The animals in the ocean have been getting bigger, on average, since the Cambrian period - and not by chance.
That is the finding of a huge new survey of marine life past and present, published in the journal Science.
It describes a pattern of increasing body size that cannot be explained by random "drift", but suggests bigger animals generally fare better at sea.
In the past 542 million years, the average size of a marine animal has gone up by a factor of 150.
It appears that the explosion of different life forms near the start of that time window eventually skewed decisively towards bulkier animals.
Measured by volume, today's tiniest sea critter is less than 10 times smaller than its Cambrian counterpart; both are minuscule, sub-millimetre crustaceans. But at the other end of the scale, the mighty blue whale is more than 100,000 times the size of the largest animal the Cambrian could offer: a trilobite less than half a metre long.
The idea that natural selection might lead to animal lineages gradually gaining weight is far from new. It is set out in a proposal known as Cope's rule, after American fossil specialist Edward Drinker Cope.
19th-Century palaeontologists noticed that the ancient ancestors of modern mammals often tended to be smaller; horses, for example, can be traced to the dog-sized Eohippus genus of 50 million years ago.
The pattern is not consistent across the animal kingdom, however. Most groups of dinosaurs got bigger until they died out - but the birds that evolved from them grew smaller and lighter with the necessity of flight.
Dr Noel Heim, from Stanford University in California, set out to give Cope's rule its most thorough test yet - in the vast realm of the ocean.

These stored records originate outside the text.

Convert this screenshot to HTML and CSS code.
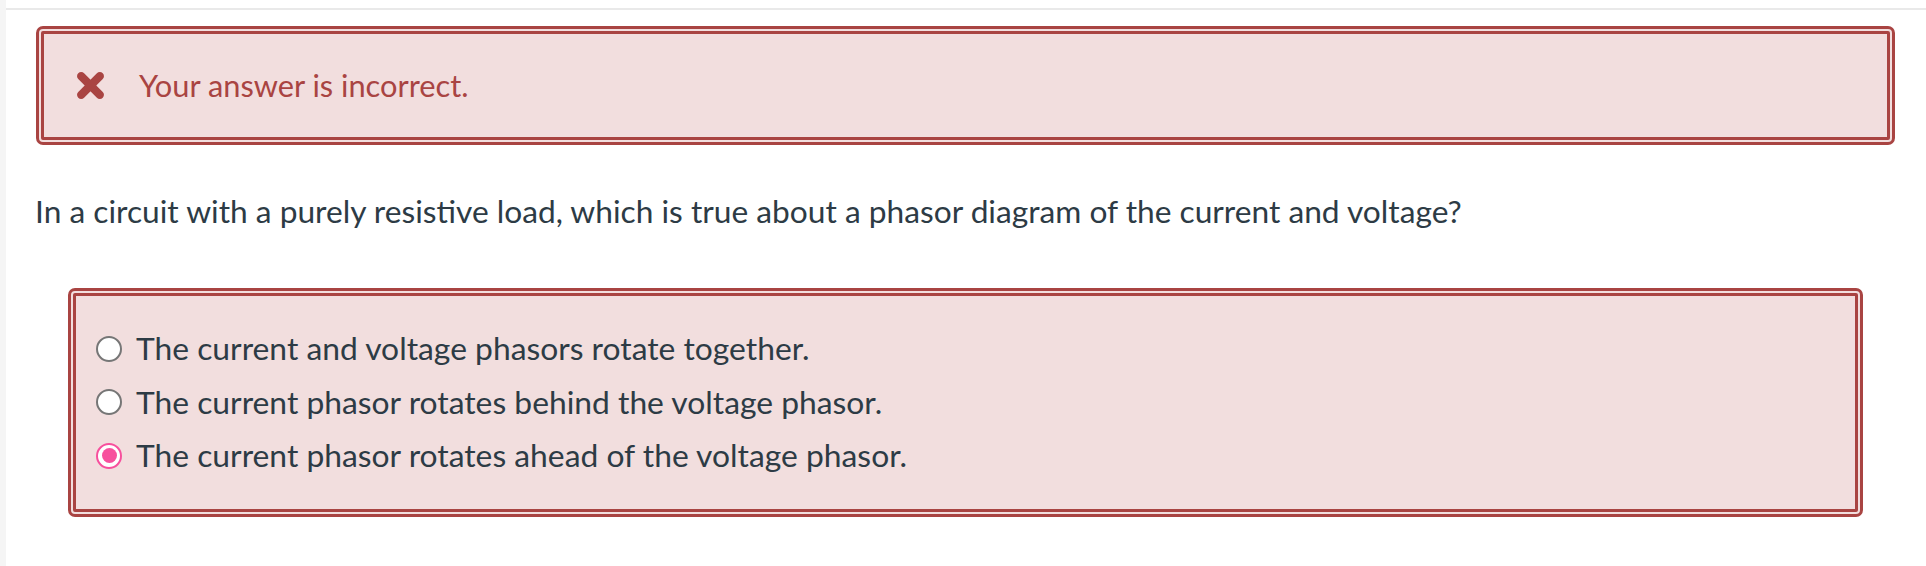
FILE: index.html
```html
<!DOCTYPE html>
<html lang="en">
<head>
<meta charset="utf-8">
<title>Quiz question</title>
<link rel="stylesheet" href="styles.css">
</head>
<body>
<div class="page">
  <div class="side"></div>
  <main class="main">
    <div class="alert">
      <svg class="alert-icon" viewBox="0 0 28 28" width="29" height="29" aria-hidden="true">
        <path d="M5 5 L23 23 M23 5 L5 23" stroke="#a94442" stroke-width="8" stroke-linecap="round" fill="none"/>
      </svg>
      <span class="alert-text">Your answer is incorrect.</span>
    </div>
    <p class="question">In a circuit with a purely resistive load, which is true about a phasor diagram of the current and voltage?</p>
    <div class="answers">
      <label class="option"><span class="radio"></span><span class="opt-text">The current and voltage phasors rotate together.</span></label>
      <label class="option"><span class="radio"></span><span class="opt-text">The current phasor rotates behind the voltage phasor.</span></label>
      <label class="option"><span class="radio checked"></span><span class="opt-text">The current phasor rotates ahead of the voltage phasor.</span></label>
    </div>
  </main>
</div>
</body>
</html>
```

FILE: styles.css
```css
html, body {
  margin: 0;
  padding: 0;
  background: #ffffff;
}
body {
  font-family: Lato, "Open Sans", "Liberation Sans", sans-serif;
  color: #2d3b45;
  height: 566px;
  overflow: hidden;
}
.page {
  display: flex;
  height: 100%;
}
.side {
  width: 6px;
  flex: none;
  background: #f5f5f5;
}
.main {
  flex: 1;
  margin-top: 8px;
  border-top: 2px solid #e9e9e9;
  padding-left: 29px;
}
.alert {
  margin: 16px 31px 0 1px;
  height: 103px;
  border: 8px double #a94442;
  border-radius: 7px;
  background: #f2dede;
  display: flex;
  align-items: center;
  padding-left: 32px;
  box-sizing: content-box;
}
.alert-icon {
  flex: none;
  display: block;
}
.alert-text {
  margin-left: 34px;
  font-size: 30.8px;
  line-height: 36px;
  color: #a94442;
}
.question {
  margin: 48px 0 0 0;
  font-size: 31.7px;
  line-height: 36px;
}
.answers {
  margin: 59px 63px 0 33px;
  border: 8px double #a94442;
  border-radius: 7px;
  background: #f2dede;
  padding: 26px 20px 26px 20px;
}
.option {
  display: flex;
  align-items: center;
  height: 53.5px;
  font-size: 31.8px;
  line-height: 53.5px;
}
.radio {
  flex: none;
  width: 26px;
  height: 26px;
  box-sizing: border-box;
  border-radius: 50%;
  border: 2px solid #767676;
  background: #ffffff;
  margin-right: 14px;
  position: relative;
}
.radio.checked {
  border: 2.5px solid #f7509d;
}
.radio.checked::after {
  content: "";
  position: absolute;
  left: 50%;
  top: 50%;
  width: 15px;
  height: 15px;
  margin: -7.5px 0 0 -7.5px;
  border-radius: 50%;
  background: #f7509d;
}
```
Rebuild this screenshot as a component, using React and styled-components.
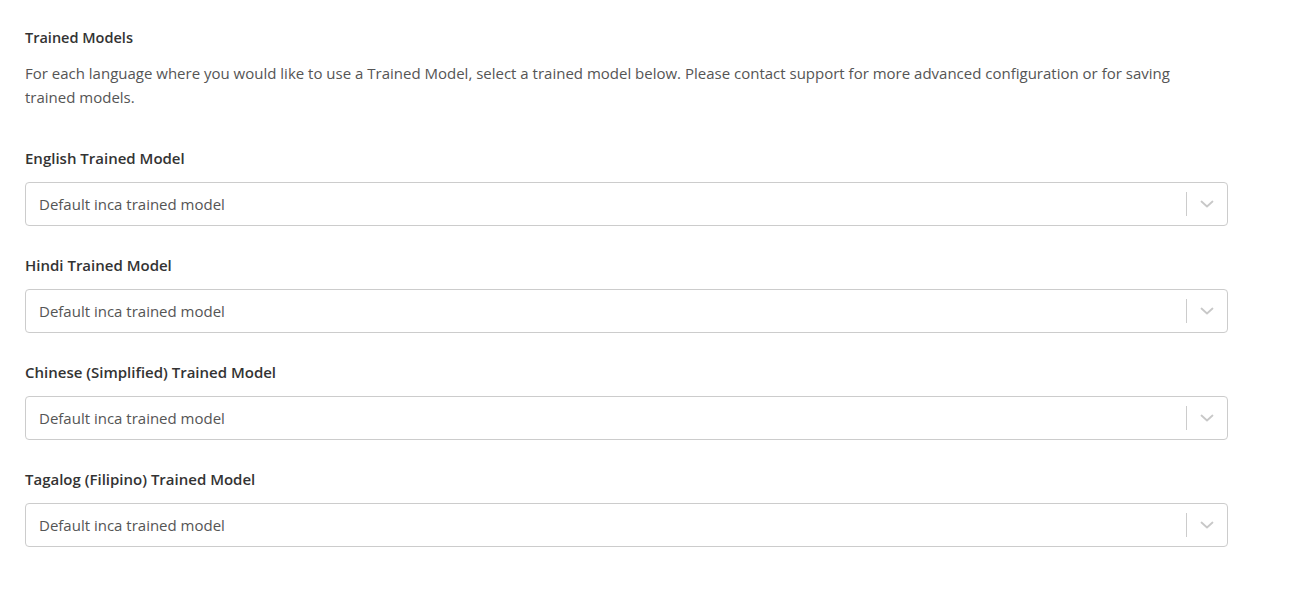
import React from "react";
import styled, { createGlobalStyle } from "styled-components";

const Global = createGlobalStyle`
  html, body { margin: 0; padding: 0; background: #ffffff; }
  body { font-family: "Open Sans", Lato, sans-serif; color: #333; }
  * { box-sizing: border-box; }
`;

const Page = styled.div`
  padding: 28px 25px 40px 25px;
  width: 1253px;
`;

const Title = styled.h2`
  margin: 0 0 13px 0;
  font-size: 14.5px;
  line-height: 20px;
  font-weight: 600;
  color: #333;
`;

const Description = styled.p`
  margin: 0 0 39px 0;
  font-size: 15px;
  line-height: 24px;
  color: #555;
  padding-right: 30px;
`;

const Field = styled.div`
  display: flex;
  flex-direction: column;
  gap: 14px;
  margin-bottom: 29px;
`;

const Label = styled.label`
  font-size: 15px;
  line-height: 20px;
  font-weight: 600;
  color: #333;
`;

const SelectBox = styled.div`
  display: flex;
  align-items: center;
  height: 44px;
  border: 1px solid #cccccc;
  border-radius: 4px;
  background: #fff;
  padding-left: 13px;
`;

const Value = styled.span`
  flex: 1;
  font-size: 15px;
  color: #555;
`;

const Indicators = styled.div`
  display: flex;
  align-items: center;
  height: 100%;
`;

const Separator = styled.span`
  width: 1px;
  height: 24px;
  background: #cccccc;
`;

const Chevron = styled.div`
  display: flex;
  align-items: center;
  justify-content: center;
  width: 40px;
  height: 100%;
  color: #c8c8c8;
`;

const languages = [
  "English",
  "Hindi",
  "Chinese (Simplified)",
  "Tagalog (Filipino)",
];

function ModelSelect({ language }) {
  return (
    <Field>
      <Label>{language} Trained Model</Label>
      <SelectBox>
        <Value>Default inca trained model</Value>
        <Indicators>
          <Separator />
          <Chevron>
            <svg width="14" height="8" viewBox="0 0 14 8" fill="none" stroke="currentColor" strokeWidth="1.8" strokeLinecap="round" strokeLinejoin="round">
              <polyline points="1.5,1.5 7,6.5 12.5,1.5" />
            </svg>
          </Chevron>
        </Indicators>
      </SelectBox>
    </Field>
  );
}

export default function App() {
  return (
    <>
      <Global />
      <Page>
        <Title>Trained Models</Title>
        <Description>
          For each language where you would like to use a Trained Model, select a trained model below. Please contact support for more advanced configuration or for saving trained models.
        </Description>
        {languages.map((l) => (
          <ModelSelect key={l} language={l} />
        ))}
      </Page>
    </>
  );
}
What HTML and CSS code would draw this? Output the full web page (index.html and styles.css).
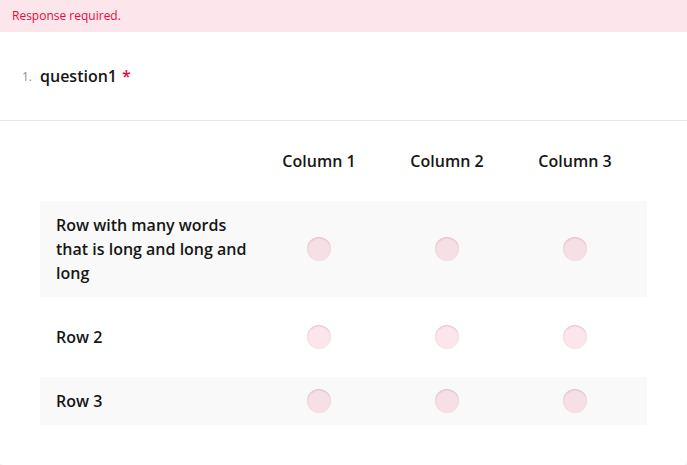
FILE: index.html
```html
<!DOCTYPE html>
<html lang="en">
<head>
<meta charset="utf-8">
<link rel="stylesheet" href="styles.css">
</head>
<body>
<div class="card">
  <div class="error">Response required.</div>
  <div class="question-head">
    <span class="num">1.</span>
    <span class="title">question1</span>
    <span class="req">*</span>
  </div>
  <div class="matrix">
    <div class="mrow header">
      <div class="label"></div>
      <div class="cell">Column 1</div>
      <div class="cell">Column 2</div>
      <div class="cell">Column 3</div>
    </div>
    <div class="mrow alt">
      <div class="label">Row with many words that is long and long and long</div>
      <div class="cell"><span class="radio"></span></div>
      <div class="cell"><span class="radio"></span></div>
      <div class="cell"><span class="radio"></span></div>
    </div>
    <div class="mrow">
      <div class="label">Row 2</div>
      <div class="cell"><span class="radio"></span></div>
      <div class="cell"><span class="radio"></span></div>
      <div class="cell"><span class="radio"></span></div>
    </div>
    <div class="mrow alt">
      <div class="label">Row 3</div>
      <div class="cell"><span class="radio"></span></div>
      <div class="cell"><span class="radio"></span></div>
      <div class="cell"><span class="radio"></span></div>
    </div>
  </div>
</div>
</body>
</html>
```
FILE: styles.css
```css
html, body {
  margin: 0;
  padding: 0;
  background: #f3f3f3;
}
body {
  font-family: "Open Sans", "Noto Sans", sans-serif;
  color: #161616;
}
.card {
  width: 687px;
  height: 465px;
  box-sizing: border-box;
  background: #fff;
  border-radius: 0 0 4px 4px;
  overflow: hidden;
}
.error {
  height: 32px;
  box-sizing: border-box;
  padding: 0 12px;
  background: #fde6eb;
  color: #e60a3e;
  font-size: 12px;
  line-height: 32px;
}
.question-head {
  height: 24px;
  padding: 32px 22px 32px;
  border-bottom: 1px solid #e6e6e6;
  display: flex;
  align-items: center;
  line-height: 24px;
}
.num {
  font-size: 12px;
  color: #909090;
  margin-right: 8px;
  padding-top: 1px;
}
.title {
  font-size: 16px;
  font-weight: 600;
}
.req {
  font-size: 16px;
  font-weight: 600;
  color: #e60a3e;
  margin-left: 5px;
}
.matrix {
  padding: 16px 40px 0;
  display: flex;
  flex-direction: column;
  gap: 16px;
}
.mrow {
  display: grid;
  grid-template-columns: 215px 128px 128px 128px 1fr;
  min-height: 48px;
  align-items: center;
  font-size: 16px;
  font-weight: 600;
  line-height: 24px;
}
.mrow.alt {
  background: #f9f9f9;
}
.label {
  padding: 12px 0 12px 16px;
}
.header .label {
  padding: 0;
}
.cell {
  display: flex;
  justify-content: center;
  align-items: center;
}
.radio {
  width: 24px;
  height: 24px;
  border-radius: 50%;
  background: rgba(230, 10, 62, 0.1);
  box-shadow: inset 0 1px 2px rgba(0, 0, 0, 0.15);
}
```
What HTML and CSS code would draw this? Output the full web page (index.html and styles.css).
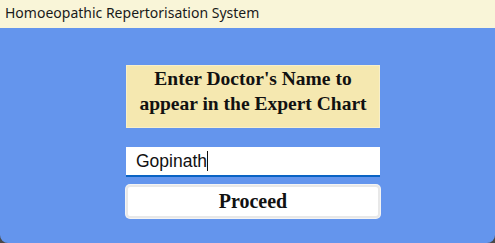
FILE: index.html
```html
<!DOCTYPE html>
<html lang="en">
<head>
    <meta charset="UTF-8">
    <title>Homoeopathic Repertorisation System</title>
    <link rel="stylesheet" href="styles.css">
</head>
<body>
    <div class="window">
        <div class="title-bar">Homoeopathic Repertorisation System</div>
        <div class="content">
            <div class="prompt">Enter Doctor's Name to<br>appear in the Expert Chart</div>
            <div class="name-input">Gopinath<span class="caret"></span></div>
            <button class="proceed">Proceed</button>
        </div>
    </div>
</body>
</html>
```

FILE: styles.css
```css
body {
    margin: 0;
    background-color: #4a4a4a;
    width: 495px;
    height: 243px;
    overflow: hidden;
}

.window {
    width: 495px;
    height: 243px;
    background-color: #6495ed;
    border-radius: 0 0 8px 8px;
    overflow: hidden;
    display: flex;
    flex-direction: column;
}

.title-bar {
    height: 28px;
    background-color: #f9f5d8;
    font-family: 'Noto Sans', sans-serif;
    font-size: 14px;
    line-height: 26px;
    padding-left: 5px;
    color: #1a1a1a;
}

.content {
    display: flex;
    flex-direction: column;
    align-items: flex-start;
    padding: 37px 0 0 126px;
}

.prompt {
    box-sizing: border-box;
    width: 254px;
    height: 63px;
    background-color: #f5e8b0;
    border: 1px solid #f8efc8;
    font-family: 'Liberation Serif', serif;
    font-weight: bold;
    font-size: 19.5px;
    line-height: 25px;
    text-align: center;
    padding-top: 0;
    color: #111;
}

.name-input {
    box-sizing: border-box;
    width: 254px;
    height: 30px;
    margin-top: 19px;
    background-color: #fff;
    border-bottom: 2px solid #0a63c4;
    font-family: 'Liberation Sans', Arial, sans-serif;
    font-size: 17.5px;
    line-height: 28px;
    padding-left: 10px;
    color: #111;
}

.caret {
    display: inline-block;
    width: 1px;
    height: 20px;
    background-color: #111;
    vertical-align: -4px;
}

.proceed {
    box-sizing: border-box;
    width: 254px;
    height: 33px;
    margin-top: 8px;
    background-color: #fff;
    border: 2px solid #e8e8e8;
    border-radius: 4px;
    box-shadow: 0 0 0 1px #f4f4f4;
    font-family: 'Liberation Serif', serif;
    font-weight: bold;
    font-size: 20px;
    color: #111;
    padding: 0;
}
```
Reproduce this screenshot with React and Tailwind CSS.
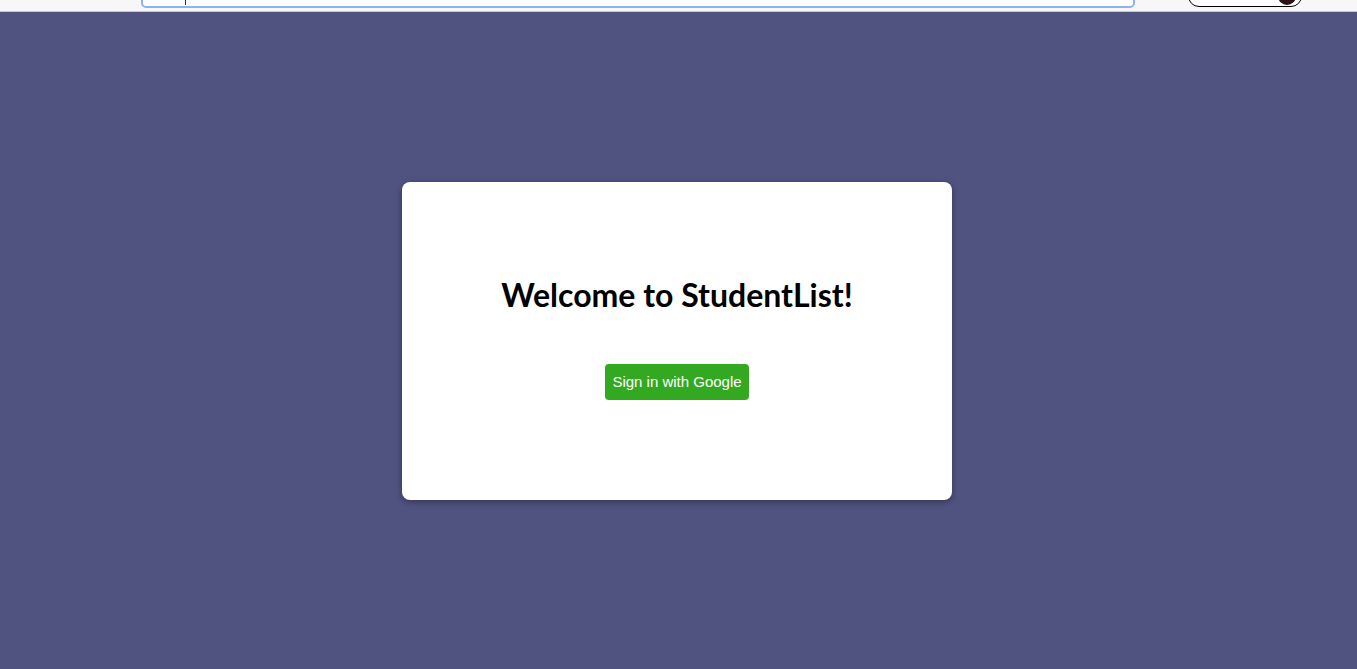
import React from 'react';

function TopStrip() {
  return (
    <div className="h-[12px] w-full bg-[#f7f7f7] border-b border-[#c9c9c9] flex items-end overflow-hidden">
      <div className="ml-[141px] w-[994px] h-[24px] mb-[3px] shrink-0 bg-white border-2 border-[#8fb1ec] rounded-[5px] relative">
        <span className="absolute left-[42px] bottom-[1px] w-px h-[6px] bg-[#333]" />
      </div>
      <div className="ml-[53px] w-[114px] h-[22px] mb-[4px] shrink-0 bg-white border border-black rounded-full relative overflow-hidden">
        <span className="absolute right-[5px] bottom-[1px] w-[18px] h-[18px] rounded-full bg-[#2a1418]" />
      </div>
    </div>
  );
}

export default function App() {
  return (
    <div className="min-h-[669px] w-full bg-[#505280] flex flex-col">
      <TopStrip />
      <div className="flex justify-center pt-[170px] pr-[3px]">
        <div className="w-[550px] h-[318px] bg-white rounded-[8px] shadow-[0_2px_6px_rgba(0,0,0,0.35)] flex flex-col items-center">
          <h1
            className="mt-[97px] text-[32px] font-bold text-black leading-none"
            style={{ fontFamily: '"Lato", "Open Sans", sans-serif' }}
          >
            Welcome to StudentList!
          </h1>
          <button
            className="mt-[53px] h-[36px] px-[7px] rounded-[4px] bg-[#32a920] text-white text-[15px]"
            style={{ fontFamily: '"Liberation Sans", Arial, sans-serif' }}
          >
            Sign in with Google
          </button>
        </div>
      </div>
    </div>
  );
}
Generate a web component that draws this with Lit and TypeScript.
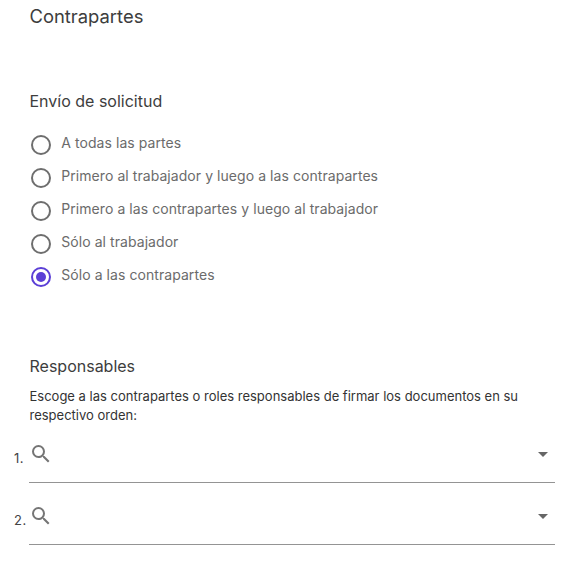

He enlisted the help of colleagues, undergraduates and even high school interns, to scour the scientific record for body size data - including measuring countless illustrations from venerable palaeontological tomes.
"We've had at least 50 high school students working on it over the last five years," Dr Heim told BBC News.
"It would have taken many, many, many more years doing it on my own!"
Eventually the team had amassed information on more than 17,000 groups of species, called genera. This represents over 60% of all the animal genera ever to have lived.
It was detailed analysis of this formidable set of figures that revealed the trend towards increasing size.
But Dr Heim and his colleagues say the consistent trend does not mean that every single genus of animals evolved to grow larger.
Instead, the branches of the family tree that were populated by larger animals divided many more times - diversifying and expanding so that the ocean gradually built up a greater variety of bigger and bigger beasts.
Faster movers, better eaters
The team also wanted to work out whether this bigness bias was really driven by evolutionary advantage, or was simply a matter of chance.
To this end, they put their size data from the oldest animals into a computer model and ran multiple simulations of how the family tree might evolve. Each species could die out, stay the same, or get bigger or smaller.
In some simulations, the scientists allowed the animals' size to drift randomly without affecting each species' success; in others, they tweaked the rules so that bigger animals were more likely to survive and flourish.
The version that best matched the real fossil history was one with a genuine size advantage.
"The degrees of increase in both mean and maximum body size just aren't well explained by neutral drift," said Dr Heim. "It appears that you actually need some active evolutionary process that promotes larger sizes."
As for what those benefits of extra bulk might be, the researchers cannot be sure - but larger species likely took advantage of being able to move faster, burrow better in sediment, or eat larger prey.
The changing chemistry of the ocean, including an increase in oxygen, may also have played a role, Dr Heim suggested.
Dr Michael Berenbrink, an evolutionary physiologist at the University of Liverpool, said the US team had compiled "an incredible data set".
He cautioned that the results should be interpreted carefully, noting particularly that the size increase was not just the gradual progression that a straightforward application of Cope's rule might predict.
Certain key events, also highlighted by the study's authors, deliver an extra boost. Most obviously, at the stages when land animals like reptiles and, later, mammals returned to the water, the size graph lurched upward.
It was the return of mammals, after all, that eventually produced the modern giants of the sea: whales.
"You can see in the data, there is this trend to increasing size - but a real kick comes when you have these air-breathers re-entering the water," Dr Berenbrink told the BBC.
"Then you have a sort of a step change in size."
Breathing air delivers extra oxygen to an animal's tissues, he explained, allowing them to sustain bigger bodies beneath the waves.
Dr Heim agrees that these events are important, but emphasises the huge diversity of other life forms - the fish, molluscs and other invertebrates - which together continued on a trajectory of expanding size.
"[Marine mammals and reptiles] are not driving the trend," he said. "They're really big, but in terms of diversity there's just not that many of them.
"They actually have a fairly small impact on the mean size."